(Interface markup and scripts)
......

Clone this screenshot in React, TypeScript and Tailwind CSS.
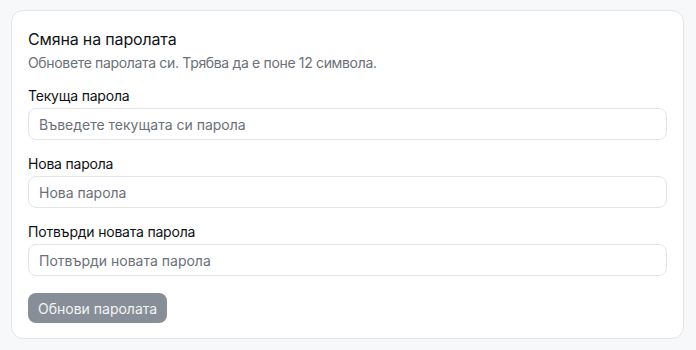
import React from "react";

const fields = [
  { label: "Текуща парола", placeholder: "Въведете текущата си парола" },
  { label: "Нова парола", placeholder: "Нова парола" },
  { label: "Потвърди новата парола", placeholder: "Потвърди новата парола" },
];

export default function App() {
  return (
    <div
      className="w-[696px] h-[350px] bg-[#f7f8f9] pl-[11px] pr-[12px] pt-[10px]"
      style={{ fontFamily: "Inter, 'Noto Sans', sans-serif" }}
    >
      <div className="bg-white border border-[#e3e5e8] rounded-[12px] px-4 pt-4 pb-[15px]">
        <h2 className="text-[16px] leading-6 text-[#111318] font-normal tracking-[-0.01em]">Смяна на паролата</h2>
        <p className="mt-[2px] text-[14px] leading-5 text-[#6b7079] tracking-[-0.024em]">
          Обновете паролата си. Трябва да е поне 12 символа.
        </p>
        <div className="mt-[13px] flex flex-col gap-[14px]">
          {fields.map((f) => (
            <div key={f.label} className="flex flex-col gap-[2px]">
              <label className="text-[14px] leading-5 text-[#0f1115] font-normal tracking-[-0.015em]">{f.label}</label>
              <input
                type="password"
                placeholder={f.placeholder}
                className="h-[32px] w-full rounded-[8px] border border-[#e3e5e8] bg-white px-[10px] text-[14px] placeholder:text-[#6b7079] outline-none"
              />
            </div>
          ))}
        </div>
        <button className="mt-[17px] h-[30px] px-[10px] rounded-[8px] bg-[#888e97] text-[14px] text-[#f3f4f6]">
          Обнови паролата
        </button>
      </div>
    </div>
  );
}
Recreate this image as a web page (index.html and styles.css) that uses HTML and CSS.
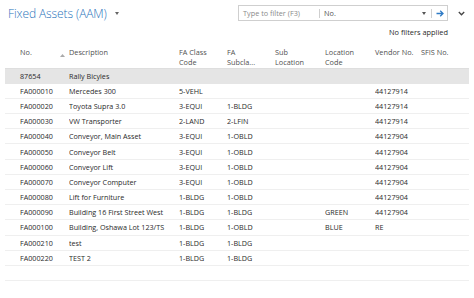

......

■ Aim ■
Quote the listing above in full, except for the pictures.

■ Reply to the task ■
Clone this screenshot in React, TypeScript and Tailwind CSS.
import React from "react";

const fields = [
  { label: "Текуща парола", placeholder: "Въведете текущата си парола" },
  { label: "Нова парола", placeholder: "Нова парола" },
  { label: "Потвърди новата парола", placeholder: "Потвърди новата парола" },
];

export default function App() {
  return (
    <div
      className="w-[696px] h-[350px] bg-[#f7f8f9] pl-[11px] pr-[12px] pt-[10px]"
      style={{ fontFamily: "Inter, 'Noto Sans', sans-serif" }}
    >
      <div className="bg-white border border-[#e3e5e8] rounded-[12px] px-4 pt-4 pb-[15px]">
        <h2 className="text-[16px] leading-6 text-[#111318] font-normal tracking-[-0.01em]">Смяна на паролата</h2>
        <p className="mt-[2px] text-[14px] leading-5 text-[#6b7079] tracking-[-0.024em]">
          Обновете паролата си. Трябва да е поне 12 символа.
        </p>
        <div className="mt-[13px] flex flex-col gap-[14px]">
          {fields.map((f) => (
            <div key={f.label} className="flex flex-col gap-[2px]">
              <label className="text-[14px] leading-5 text-[#0f1115] font-normal tracking-[-0.015em]">{f.label}</label>
              <input
                type="password"
                placeholder={f.placeholder}
                className="h-[32px] w-full rounded-[8px] border border-[#e3e5e8] bg-white px-[10px] text-[14px] placeholder:text-[#6b7079] outline-none"
              />
            </div>
          ))}
        </div>
        <button className="mt-[17px] h-[30px] px-[10px] rounded-[8px] bg-[#888e97] text-[14px] text-[#f3f4f6]">
          Обнови паролата
        </button>
      </div>
    </div>
  );
}
Recreate this image as a web page (index.html and styles.css) that uses HTML and CSS.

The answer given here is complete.